Terlihat beberapa ASN lain dan polisi, yang berdiri di depan para pelajar yang duduk bersila di lantai, hanya menyaksikan pemandangan itu. Laporan media menyebutkan, ASN yang terlihat menendang dan menghardik pelajar tersebut adalah Sekretaris Dinas Pendidikan Kabupaten Nabire.
Sementara itu, di Kabupaten Yalimo, Papua Pegunungan, polisi dilaporkan melepaskan 12 kali tembakan peluru dan gas air mata saat menghadapi aksi protes pelajar yang menolak program MBG. Di Kota Jayapura, Papua, sebanyak 15 pelajar SMP dan SMA sempat ditangkap saat hendak mengikuti aksi protes dan dipulangkan setelah diperiksa polisi di Mapolsek Heram.

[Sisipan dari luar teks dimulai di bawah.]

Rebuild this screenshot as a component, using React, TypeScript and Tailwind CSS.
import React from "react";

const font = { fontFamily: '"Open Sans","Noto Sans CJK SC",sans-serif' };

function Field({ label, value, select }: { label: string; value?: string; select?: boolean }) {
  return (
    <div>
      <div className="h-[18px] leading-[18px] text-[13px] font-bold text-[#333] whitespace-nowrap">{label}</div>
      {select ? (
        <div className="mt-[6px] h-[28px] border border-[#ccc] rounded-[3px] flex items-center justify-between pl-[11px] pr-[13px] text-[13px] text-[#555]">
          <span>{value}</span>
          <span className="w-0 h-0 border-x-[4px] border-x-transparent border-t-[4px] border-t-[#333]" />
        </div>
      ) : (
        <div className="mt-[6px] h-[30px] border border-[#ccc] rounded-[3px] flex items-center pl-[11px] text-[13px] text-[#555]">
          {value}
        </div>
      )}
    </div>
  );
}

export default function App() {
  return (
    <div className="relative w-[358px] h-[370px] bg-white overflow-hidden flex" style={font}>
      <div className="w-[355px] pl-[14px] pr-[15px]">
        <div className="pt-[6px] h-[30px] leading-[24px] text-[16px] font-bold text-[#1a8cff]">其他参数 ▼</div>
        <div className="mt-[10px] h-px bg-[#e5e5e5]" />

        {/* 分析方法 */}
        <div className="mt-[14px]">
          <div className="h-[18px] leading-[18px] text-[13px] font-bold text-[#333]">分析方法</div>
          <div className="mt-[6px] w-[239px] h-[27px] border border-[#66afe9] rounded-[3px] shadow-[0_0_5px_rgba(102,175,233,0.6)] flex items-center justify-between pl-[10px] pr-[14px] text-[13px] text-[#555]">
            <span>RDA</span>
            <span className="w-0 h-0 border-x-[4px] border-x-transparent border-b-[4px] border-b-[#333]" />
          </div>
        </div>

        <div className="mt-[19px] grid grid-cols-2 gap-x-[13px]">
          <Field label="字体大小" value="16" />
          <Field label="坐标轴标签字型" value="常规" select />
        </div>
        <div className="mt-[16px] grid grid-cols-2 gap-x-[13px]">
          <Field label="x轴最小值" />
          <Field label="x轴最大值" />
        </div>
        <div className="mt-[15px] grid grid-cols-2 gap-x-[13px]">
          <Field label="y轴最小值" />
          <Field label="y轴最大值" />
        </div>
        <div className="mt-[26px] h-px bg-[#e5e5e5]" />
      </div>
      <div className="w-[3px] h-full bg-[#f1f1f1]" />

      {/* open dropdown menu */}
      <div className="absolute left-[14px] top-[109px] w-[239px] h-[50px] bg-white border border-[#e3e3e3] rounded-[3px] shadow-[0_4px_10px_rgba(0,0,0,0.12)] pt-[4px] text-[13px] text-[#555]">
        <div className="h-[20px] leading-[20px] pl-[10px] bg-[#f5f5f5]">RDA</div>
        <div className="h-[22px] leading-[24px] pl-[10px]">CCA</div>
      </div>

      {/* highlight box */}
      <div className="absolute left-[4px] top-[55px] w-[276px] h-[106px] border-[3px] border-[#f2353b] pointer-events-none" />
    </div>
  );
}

Juga muncul laporan dugaan kekerasan aparat atas pelajar saat menangkap peserta aksi. Di Kota Wamena, Papua Pegunungan, aparat kepolisian menghadapi demonstrasi pelajar dengan menembakkan gas air mata.
Konvensi Hak-Hak Anak (Convention on the Rights of the Child – CRC) menjamin hak anak untuk berekspresi, termasuk dalam bentuk demonstrasi damai di jalan.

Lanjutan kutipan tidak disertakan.